Begin MATERIAL PROVIDED

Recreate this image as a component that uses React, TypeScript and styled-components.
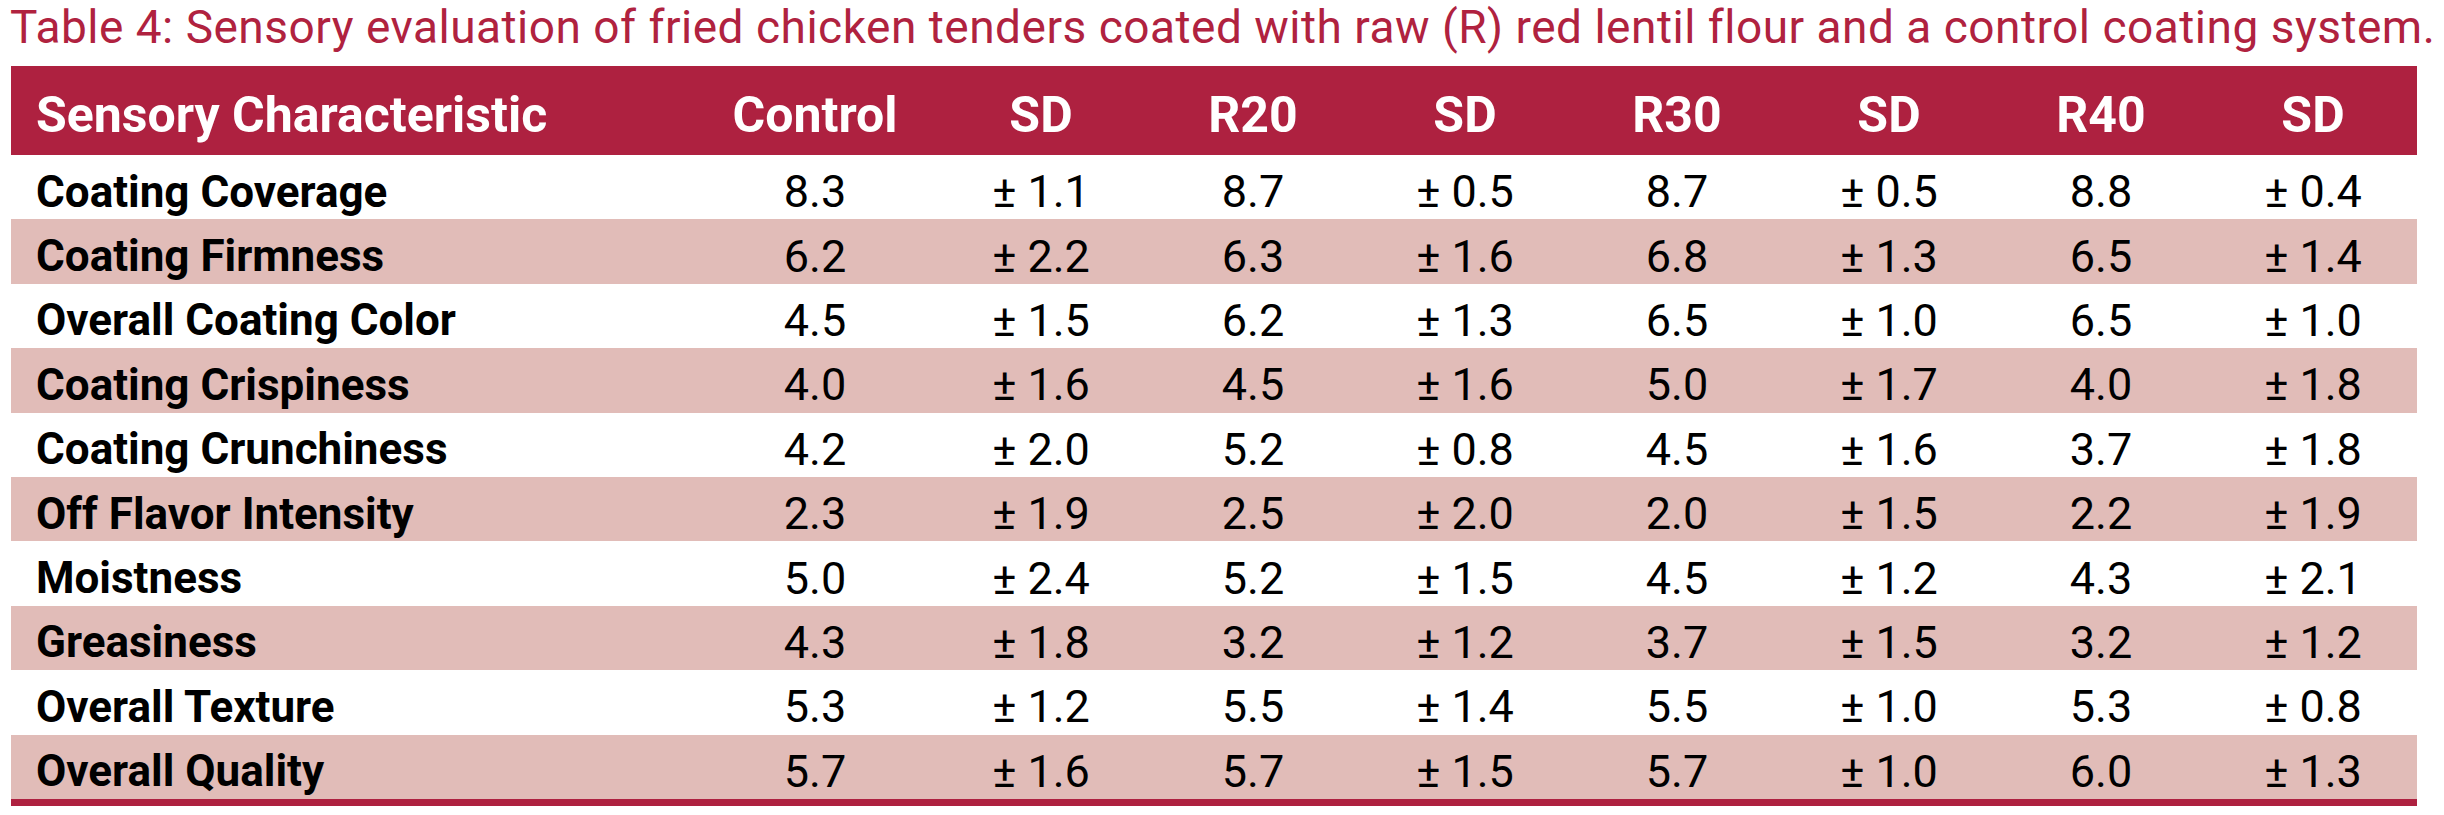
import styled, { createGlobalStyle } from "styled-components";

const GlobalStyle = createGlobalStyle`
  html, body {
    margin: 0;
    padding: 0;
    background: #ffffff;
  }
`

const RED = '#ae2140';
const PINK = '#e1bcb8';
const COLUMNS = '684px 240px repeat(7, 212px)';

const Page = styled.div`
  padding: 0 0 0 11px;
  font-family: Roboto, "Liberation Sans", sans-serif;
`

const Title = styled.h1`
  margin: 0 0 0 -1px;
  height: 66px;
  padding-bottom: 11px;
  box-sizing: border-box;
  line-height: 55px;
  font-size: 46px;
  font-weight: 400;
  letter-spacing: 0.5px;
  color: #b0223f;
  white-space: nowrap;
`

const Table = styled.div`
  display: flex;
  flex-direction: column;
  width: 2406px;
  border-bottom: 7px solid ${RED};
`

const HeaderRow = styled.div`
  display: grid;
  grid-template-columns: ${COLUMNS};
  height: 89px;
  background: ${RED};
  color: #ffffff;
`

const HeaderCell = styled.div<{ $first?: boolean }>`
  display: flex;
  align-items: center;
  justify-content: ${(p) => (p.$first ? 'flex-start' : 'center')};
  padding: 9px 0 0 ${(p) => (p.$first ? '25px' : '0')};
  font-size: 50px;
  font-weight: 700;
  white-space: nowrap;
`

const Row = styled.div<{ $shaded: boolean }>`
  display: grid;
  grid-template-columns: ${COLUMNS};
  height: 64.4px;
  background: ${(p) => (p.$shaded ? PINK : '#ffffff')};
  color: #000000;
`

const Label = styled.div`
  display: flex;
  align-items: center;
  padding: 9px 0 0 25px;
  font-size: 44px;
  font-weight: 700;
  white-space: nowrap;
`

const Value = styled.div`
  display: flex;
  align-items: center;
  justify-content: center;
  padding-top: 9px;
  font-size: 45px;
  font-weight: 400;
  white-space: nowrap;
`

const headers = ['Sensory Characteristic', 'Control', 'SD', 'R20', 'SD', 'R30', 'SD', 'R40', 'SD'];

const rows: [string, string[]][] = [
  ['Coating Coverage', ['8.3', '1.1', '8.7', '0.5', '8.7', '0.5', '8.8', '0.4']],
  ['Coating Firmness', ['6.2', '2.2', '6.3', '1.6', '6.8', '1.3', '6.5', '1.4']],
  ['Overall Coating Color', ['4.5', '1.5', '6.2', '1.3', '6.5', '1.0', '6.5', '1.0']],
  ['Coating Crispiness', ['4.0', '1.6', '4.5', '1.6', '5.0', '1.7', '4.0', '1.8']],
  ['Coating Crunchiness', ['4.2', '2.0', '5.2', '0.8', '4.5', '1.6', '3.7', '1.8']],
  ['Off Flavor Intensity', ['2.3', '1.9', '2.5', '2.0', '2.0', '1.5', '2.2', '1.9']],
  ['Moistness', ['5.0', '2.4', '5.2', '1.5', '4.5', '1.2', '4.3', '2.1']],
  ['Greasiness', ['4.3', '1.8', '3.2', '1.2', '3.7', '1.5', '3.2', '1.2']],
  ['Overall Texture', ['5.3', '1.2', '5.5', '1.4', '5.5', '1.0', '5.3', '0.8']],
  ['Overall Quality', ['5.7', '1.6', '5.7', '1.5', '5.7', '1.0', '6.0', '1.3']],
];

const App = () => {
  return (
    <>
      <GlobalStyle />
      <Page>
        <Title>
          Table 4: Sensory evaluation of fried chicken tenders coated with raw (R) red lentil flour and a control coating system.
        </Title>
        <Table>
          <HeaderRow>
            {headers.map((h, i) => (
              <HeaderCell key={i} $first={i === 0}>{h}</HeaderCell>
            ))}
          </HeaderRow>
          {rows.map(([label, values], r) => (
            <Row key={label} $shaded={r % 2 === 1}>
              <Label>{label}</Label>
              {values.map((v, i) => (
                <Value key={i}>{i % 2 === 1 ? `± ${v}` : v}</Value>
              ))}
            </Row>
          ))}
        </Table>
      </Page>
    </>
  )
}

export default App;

End MATERIAL PROVIDED

*GIVEN TASK*.
Repeat the listing above exactly from its first line to the line containing "const headers = ['Sensory", both included, and omit the pictures.

*EXERCISE SOLUTION*.
Recreate this image as a component that uses React, TypeScript and styled-components.
import styled, { createGlobalStyle } from "styled-components";

const GlobalStyle = createGlobalStyle`
  html, body {
    margin: 0;
    padding: 0;
    background: #ffffff;
  }
`

const RED = '#ae2140';
const PINK = '#e1bcb8';
const COLUMNS = '684px 240px repeat(7, 212px)';

const Page = styled.div`
  padding: 0 0 0 11px;
  font-family: Roboto, "Liberation Sans", sans-serif;
`

const Title = styled.h1`
  margin: 0 0 0 -1px;
  height: 66px;
  padding-bottom: 11px;
  box-sizing: border-box;
  line-height: 55px;
  font-size: 46px;
  font-weight: 400;
  letter-spacing: 0.5px;
  color: #b0223f;
  white-space: nowrap;
`

const Table = styled.div`
  display: flex;
  flex-direction: column;
  width: 2406px;
  border-bottom: 7px solid ${RED};
`

const HeaderRow = styled.div`
  display: grid;
  grid-template-columns: ${COLUMNS};
  height: 89px;
  background: ${RED};
  color: #ffffff;
`

const HeaderCell = styled.div<{ $first?: boolean }>`
  display: flex;
  align-items: center;
  justify-content: ${(p) => (p.$first ? 'flex-start' : 'center')};
  padding: 9px 0 0 ${(p) => (p.$first ? '25px' : '0')};
  font-size: 50px;
  font-weight: 700;
  white-space: nowrap;
`

const Row = styled.div<{ $shaded: boolean }>`
  display: grid;
  grid-template-columns: ${COLUMNS};
  height: 64.4px;
  background: ${(p) => (p.$shaded ? PINK : '#ffffff')};
  color: #000000;
`

const Label = styled.div`
  display: flex;
  align-items: center;
  padding: 9px 0 0 25px;
  font-size: 44px;
  font-weight: 700;
  white-space: nowrap;
`

const Value = styled.div`
  display: flex;
  align-items: center;
  justify-content: center;
  padding-top: 9px;
  font-size: 45px;
  font-weight: 400;
  white-space: nowrap;
`

const headers = ['Sensory Characteristic', 'Control', 'SD', 'R20', 'SD', 'R30', 'SD', 'R40', 'SD'];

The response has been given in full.